Ayah dari Eduward, Elizar, Edi, Gunardi dan Eka Puspitasari
ini menuturkan, dirinya tanamkan kepada anaknya agar mensyukuri nikmat yang
diberikan Tuhan dalam hidup, sekecil apapun itu.
Peluang Usaha
Memulai usaha tak mesti bermodal besar. Memajukan usaha, tak
juga mesti memiliki lokasi dan tempat yang strategis dan berkelas. Memulai
usaha, sekecil apapun itu, harus dengan komitmen dan keseriusan menggelutinya.
Begitu juga dengan usaha jual beli ban motor bekas laik pakai. Siapa yang
mengira ban motor bekas itu sampah dan berujung di tempat pembuangan. Namun,
lain halnya bagi seorang bapak ini, yang menjadikan ban motor bekas sebagai
peluang usaha yang menjanjikan.
“Saya memulai usaha ini sejak tahun 1986 silam. Dulu
untungnya lumayan, karena ban motor bekas banyak didapat dari bengkel-bengkel
motor tanpa dibeli, alias gratis. Kemudian ban motor bekas itu disortir dan
kemudian dibatik,” ujar K Hutauruk.
Seiring berkembangnya usaha jual beli ban motor bekas, kini
K Hutauruk harus membeli ban motor bekas itu dari bengkel motor dengan Rp 5000
per buah. Kemudian dibatik dan disemir agar tampak bagus.
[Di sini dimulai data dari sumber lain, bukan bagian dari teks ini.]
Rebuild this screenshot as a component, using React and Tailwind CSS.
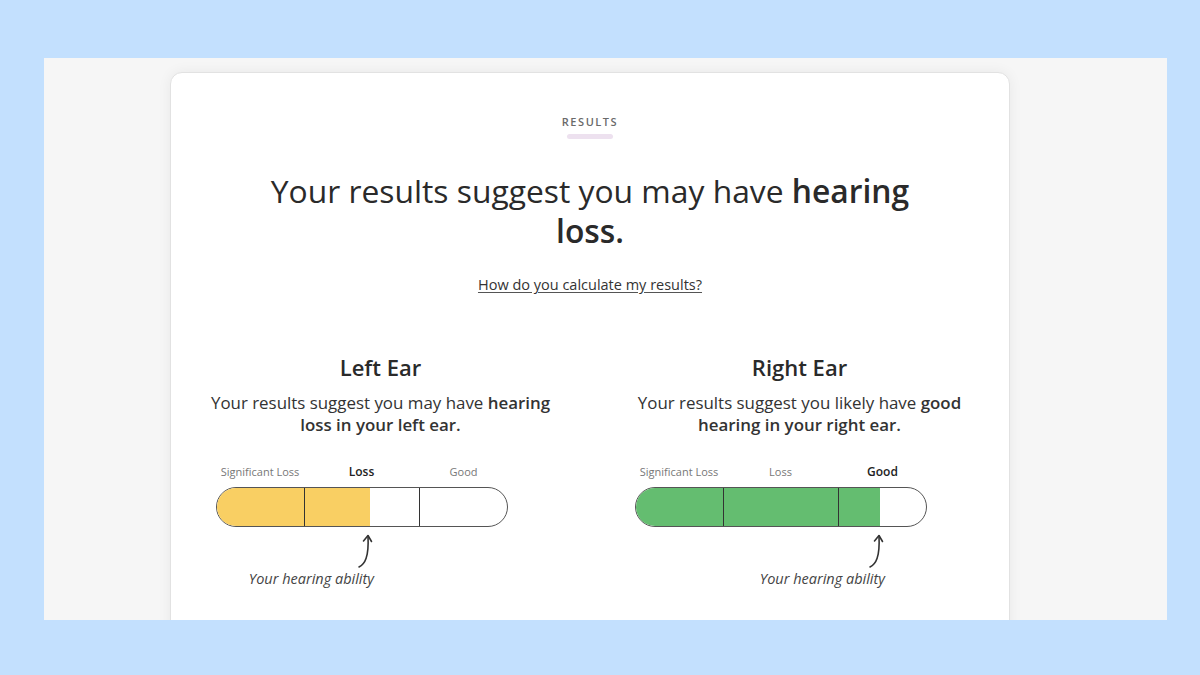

“Sesudah disortir, dibatik dan kemudian disemir. Satu ban
bekas berbagai jenis motor dijual dengan harga Rp 27.000 per buah. Kalau ada
konsumen yang mengambil banyak, saya berikan harga Rp 15 ribu per buah. Omset
satu hari tak menentu, kadang banyak, kadang juga minim,” ujarnya.
Pembeli Luar Daerah
Menurut K Hutauruk, pembeli ban motor bekas miliknya datang
dari berbagai daerah di Provinsi Jambi. Mulai dari Sarolangun, Bangko, Bungo,
Tebo, Batanghari dan Muarojambi. Bahkan ada juga datang dari Langkat Sumatera Utara.
“Stok ban motor bekas datang dari berbagai bengkel-bengkel
motor yang ada di Kota Jambi. Kalau dulu kita tinggal ambil ban bekas dari
bengkel itu, namun sekarang saya harus beli Rp 5000 per buah. Tapi kualitasnya
masih laik pakei,” kata Hutauruk.
Disebutkan, para pengusaha bengkel-bengkel kecil atau tukang
tambal ban motor di Kota Jambi, mengambil ban motor bekas laik pakai
darinya.
“Bengkel kecil atau tukang tambal ban motor, kerap membeli
ban motor bekas dari saya. Saya kasih harga murah, namun kualitas ban motor
bekas itu masih bagus. Banyak juga yang menanyakan resep membuah ban bekas itu
hitam mengkilap dan bunganya bannya masih jelas, namun saya jawab itu rahasia
perusahaan,” ucap K Hutauruk sembari senyum.
Tahan Empat Bulan
Menurut K Hutauruk, ban motor bekas miliknya tahan dipakai
hingga empat bulan lamanya. “Ban motor bekas ini tahan dipakai hingga empat
bulan. Pembeli kita banyak tukang ojek. Kalau ban baru bermerak harganya
dikisaran Rp 150 ribu per buah. Jadi banyak tukang ojek beli ban bekas ke sini,
karena ingin irit pengeluaran,” katanya.
Disebutkan, tidak hanya tukang ojek yang belanja padanya,
namun banyak juga pemilik motor kawula muda. “Banyak juga anak muda yang
membeli ban motor bekas ke sini. Mungkin agar mengirit, sehingga ada biaya
jajan di sekolah,” ucap Hutauruk.
Disebutkan, kualitas ban motor bekas itu bisa hingga empat
bulan. Itulah sebabnya banyak pengguna motor menggantikan bannya dengan ban
motor bekas. “Dalam sehari bisa dapat pelanggan hingga 10 orang. Kalau beli
borongan bisa hingga ratusan ban yang sudah dibatik dan disemir,” ujarnya.
Ban Bekas Afkir
Ternyata ban motor bekas yang tidak laik lagi digunakan
untuk kenderaan, bagi K Hutauruk memiliki peluang baru. Kini ban bekas afkir
miliknya dijual kepada pemilik kebun Buah Naga di Jambi.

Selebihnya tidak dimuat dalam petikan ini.